TASK PROMPT: Retype every line from the start of the data down to and including the line with "8.502 11.24H16.17l-5.214-6.817L4.99 21.75H1.68l7.730-8.835L1.254". Skip the pictures.

DATA:
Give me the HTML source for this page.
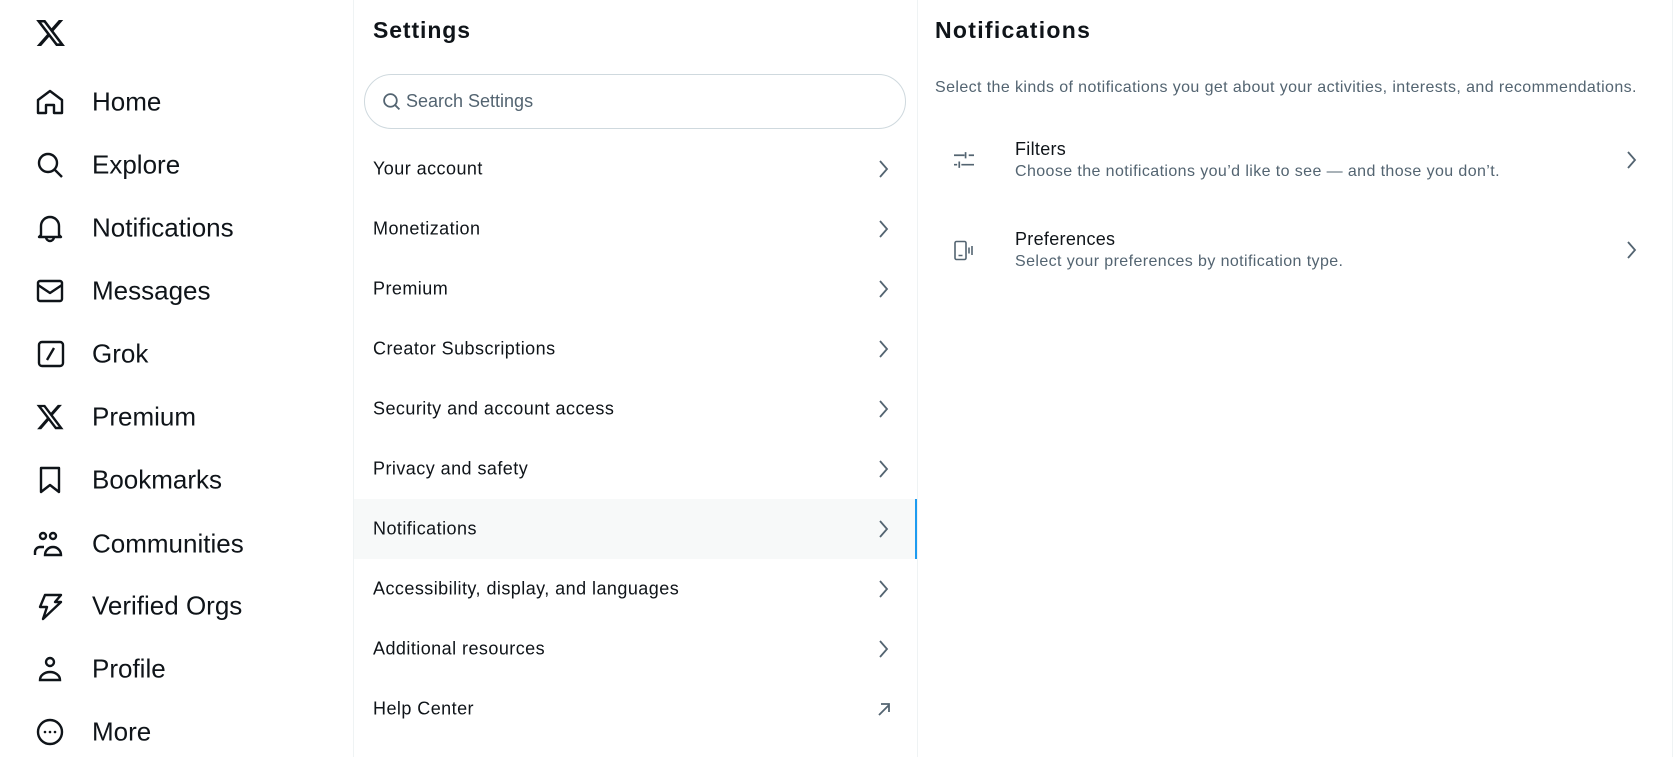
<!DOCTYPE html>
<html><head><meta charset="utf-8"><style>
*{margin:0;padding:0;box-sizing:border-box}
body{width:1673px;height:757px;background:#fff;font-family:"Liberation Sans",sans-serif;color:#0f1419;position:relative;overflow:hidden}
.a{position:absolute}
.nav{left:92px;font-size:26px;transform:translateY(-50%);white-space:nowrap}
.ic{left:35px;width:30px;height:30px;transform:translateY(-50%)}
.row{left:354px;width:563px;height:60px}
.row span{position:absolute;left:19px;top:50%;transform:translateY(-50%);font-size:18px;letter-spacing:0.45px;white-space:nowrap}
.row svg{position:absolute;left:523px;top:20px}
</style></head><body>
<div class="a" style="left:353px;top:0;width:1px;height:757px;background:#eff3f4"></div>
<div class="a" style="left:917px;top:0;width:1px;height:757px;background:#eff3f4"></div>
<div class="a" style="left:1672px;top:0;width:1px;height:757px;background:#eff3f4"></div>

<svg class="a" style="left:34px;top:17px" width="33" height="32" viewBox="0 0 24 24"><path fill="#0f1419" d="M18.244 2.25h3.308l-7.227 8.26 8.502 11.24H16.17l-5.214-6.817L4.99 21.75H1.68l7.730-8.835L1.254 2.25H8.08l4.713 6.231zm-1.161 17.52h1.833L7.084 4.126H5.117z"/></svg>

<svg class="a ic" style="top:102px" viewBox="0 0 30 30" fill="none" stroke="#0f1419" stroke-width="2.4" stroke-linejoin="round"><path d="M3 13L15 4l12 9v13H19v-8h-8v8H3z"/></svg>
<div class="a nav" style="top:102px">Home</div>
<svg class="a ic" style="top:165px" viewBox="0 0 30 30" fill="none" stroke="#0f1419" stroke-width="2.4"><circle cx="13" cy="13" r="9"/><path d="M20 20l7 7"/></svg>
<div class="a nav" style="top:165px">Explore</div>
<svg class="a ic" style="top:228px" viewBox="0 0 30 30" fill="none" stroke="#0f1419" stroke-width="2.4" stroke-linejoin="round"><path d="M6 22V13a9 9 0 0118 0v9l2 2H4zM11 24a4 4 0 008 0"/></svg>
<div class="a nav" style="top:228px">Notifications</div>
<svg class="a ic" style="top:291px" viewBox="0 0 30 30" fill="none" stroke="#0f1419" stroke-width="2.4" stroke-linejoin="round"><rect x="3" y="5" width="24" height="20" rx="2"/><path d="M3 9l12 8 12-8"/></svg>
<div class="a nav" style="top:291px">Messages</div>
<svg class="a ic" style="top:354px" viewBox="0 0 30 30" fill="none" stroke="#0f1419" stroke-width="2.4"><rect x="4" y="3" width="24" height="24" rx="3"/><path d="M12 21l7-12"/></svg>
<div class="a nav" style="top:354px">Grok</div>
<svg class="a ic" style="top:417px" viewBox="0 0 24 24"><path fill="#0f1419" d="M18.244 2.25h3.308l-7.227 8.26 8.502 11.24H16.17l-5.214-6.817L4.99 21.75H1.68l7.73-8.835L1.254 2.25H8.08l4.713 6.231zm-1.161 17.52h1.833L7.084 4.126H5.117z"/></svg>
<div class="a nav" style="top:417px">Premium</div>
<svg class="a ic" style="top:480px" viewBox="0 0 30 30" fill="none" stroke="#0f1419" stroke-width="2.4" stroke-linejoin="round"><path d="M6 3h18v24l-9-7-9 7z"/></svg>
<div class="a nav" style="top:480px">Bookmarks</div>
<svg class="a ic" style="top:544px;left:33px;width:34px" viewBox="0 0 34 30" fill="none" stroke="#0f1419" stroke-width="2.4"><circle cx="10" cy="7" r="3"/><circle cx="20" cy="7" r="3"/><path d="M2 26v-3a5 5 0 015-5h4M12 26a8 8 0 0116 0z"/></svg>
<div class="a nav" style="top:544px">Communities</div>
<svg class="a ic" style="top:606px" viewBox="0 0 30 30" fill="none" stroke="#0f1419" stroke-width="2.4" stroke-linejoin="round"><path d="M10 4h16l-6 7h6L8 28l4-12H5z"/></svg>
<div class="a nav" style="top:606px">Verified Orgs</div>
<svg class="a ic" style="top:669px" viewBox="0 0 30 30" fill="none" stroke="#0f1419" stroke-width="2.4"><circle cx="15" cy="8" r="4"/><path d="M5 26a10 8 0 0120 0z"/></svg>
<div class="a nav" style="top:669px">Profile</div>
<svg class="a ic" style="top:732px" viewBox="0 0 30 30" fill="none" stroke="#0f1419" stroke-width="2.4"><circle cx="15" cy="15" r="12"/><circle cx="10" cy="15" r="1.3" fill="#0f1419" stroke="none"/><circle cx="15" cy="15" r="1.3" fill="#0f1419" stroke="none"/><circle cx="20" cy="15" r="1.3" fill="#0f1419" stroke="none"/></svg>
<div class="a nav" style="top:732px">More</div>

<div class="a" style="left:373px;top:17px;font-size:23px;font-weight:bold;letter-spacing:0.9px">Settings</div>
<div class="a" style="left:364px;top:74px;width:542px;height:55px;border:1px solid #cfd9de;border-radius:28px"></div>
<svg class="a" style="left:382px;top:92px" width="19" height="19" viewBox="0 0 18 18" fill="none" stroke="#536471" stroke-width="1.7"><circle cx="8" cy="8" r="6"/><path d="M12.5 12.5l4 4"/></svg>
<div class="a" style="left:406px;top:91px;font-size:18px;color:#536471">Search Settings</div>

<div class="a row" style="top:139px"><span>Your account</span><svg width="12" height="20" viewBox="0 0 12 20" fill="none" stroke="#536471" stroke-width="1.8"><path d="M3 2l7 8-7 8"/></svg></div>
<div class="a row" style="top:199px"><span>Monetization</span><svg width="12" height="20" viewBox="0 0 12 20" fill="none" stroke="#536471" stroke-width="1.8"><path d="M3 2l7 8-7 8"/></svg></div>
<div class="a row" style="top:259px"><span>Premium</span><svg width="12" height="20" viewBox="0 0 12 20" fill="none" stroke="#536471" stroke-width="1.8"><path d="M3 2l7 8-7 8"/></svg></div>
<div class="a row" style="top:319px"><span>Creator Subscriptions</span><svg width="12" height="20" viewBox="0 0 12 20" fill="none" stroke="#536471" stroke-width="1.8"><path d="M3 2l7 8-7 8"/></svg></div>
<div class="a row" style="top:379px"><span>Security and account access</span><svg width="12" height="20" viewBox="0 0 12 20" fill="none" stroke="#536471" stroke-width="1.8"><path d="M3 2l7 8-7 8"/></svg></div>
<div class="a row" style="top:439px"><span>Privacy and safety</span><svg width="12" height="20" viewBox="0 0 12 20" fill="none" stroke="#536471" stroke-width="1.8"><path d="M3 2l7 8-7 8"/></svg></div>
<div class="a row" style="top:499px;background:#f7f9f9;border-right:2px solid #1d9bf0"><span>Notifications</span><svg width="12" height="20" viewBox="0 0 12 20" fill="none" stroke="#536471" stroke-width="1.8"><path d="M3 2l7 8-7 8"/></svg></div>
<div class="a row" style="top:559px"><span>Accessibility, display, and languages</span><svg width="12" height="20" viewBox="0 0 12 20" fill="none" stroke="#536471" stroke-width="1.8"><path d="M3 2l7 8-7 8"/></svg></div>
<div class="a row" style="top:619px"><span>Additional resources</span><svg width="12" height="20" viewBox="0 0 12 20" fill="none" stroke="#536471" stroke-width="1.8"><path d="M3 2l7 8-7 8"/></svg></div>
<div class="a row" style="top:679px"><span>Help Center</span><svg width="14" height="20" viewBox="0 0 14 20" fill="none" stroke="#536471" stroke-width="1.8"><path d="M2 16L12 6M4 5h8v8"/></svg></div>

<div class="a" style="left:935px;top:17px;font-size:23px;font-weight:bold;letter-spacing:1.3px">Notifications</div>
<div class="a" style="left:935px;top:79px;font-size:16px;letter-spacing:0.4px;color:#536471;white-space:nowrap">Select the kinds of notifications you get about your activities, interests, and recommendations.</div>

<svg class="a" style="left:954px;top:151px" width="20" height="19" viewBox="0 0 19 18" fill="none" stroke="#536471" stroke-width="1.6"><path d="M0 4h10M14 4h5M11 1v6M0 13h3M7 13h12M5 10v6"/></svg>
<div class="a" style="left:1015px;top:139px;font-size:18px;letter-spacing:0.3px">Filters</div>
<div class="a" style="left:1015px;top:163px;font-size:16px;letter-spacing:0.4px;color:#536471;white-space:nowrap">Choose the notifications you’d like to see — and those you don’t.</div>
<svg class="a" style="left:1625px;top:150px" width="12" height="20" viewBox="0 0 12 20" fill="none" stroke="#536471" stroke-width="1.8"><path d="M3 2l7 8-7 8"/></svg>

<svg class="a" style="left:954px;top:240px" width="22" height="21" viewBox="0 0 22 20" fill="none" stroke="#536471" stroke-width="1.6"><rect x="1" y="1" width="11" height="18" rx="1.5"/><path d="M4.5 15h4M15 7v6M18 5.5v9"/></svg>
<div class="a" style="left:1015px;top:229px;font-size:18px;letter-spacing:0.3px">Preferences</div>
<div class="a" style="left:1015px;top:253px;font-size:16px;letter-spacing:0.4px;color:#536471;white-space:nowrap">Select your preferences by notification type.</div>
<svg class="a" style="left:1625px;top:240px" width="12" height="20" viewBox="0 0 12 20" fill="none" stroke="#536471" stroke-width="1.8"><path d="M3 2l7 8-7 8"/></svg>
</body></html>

OUTPUT:
Give me the HTML source for this page.
<!DOCTYPE html>
<html><head><meta charset="utf-8"><style>
*{margin:0;padding:0;box-sizing:border-box}
body{width:1673px;height:757px;background:#fff;font-family:"Liberation Sans",sans-serif;color:#0f1419;position:relative;overflow:hidden}
.a{position:absolute}
.nav{left:92px;font-size:26px;transform:translateY(-50%);white-space:nowrap}
.ic{left:35px;width:30px;height:30px;transform:translateY(-50%)}
.row{left:354px;width:563px;height:60px}
.row span{position:absolute;left:19px;top:50%;transform:translateY(-50%);font-size:18px;letter-spacing:0.45px;white-space:nowrap}
.row svg{position:absolute;left:523px;top:20px}
</style></head><body>
<div class="a" style="left:353px;top:0;width:1px;height:757px;background:#eff3f4"></div>
<div class="a" style="left:917px;top:0;width:1px;height:757px;background:#eff3f4"></div>
<div class="a" style="left:1672px;top:0;width:1px;height:757px;background:#eff3f4"></div>

<svg class="a" style="left:34px;top:17px" width="33" height="32" viewBox="0 0 24 24"><path fill="#0f1419" d="M18.244 2.25h3.308l-7.227 8.26 8.502 11.24H16.17l-5.214-6.817L4.99 21.75H1.68l7.730-8.835L1.254 2.25H8.08l4.713 6.231zm-1.161 17.52h1.833L7.084 4.126H5.117z"/></svg>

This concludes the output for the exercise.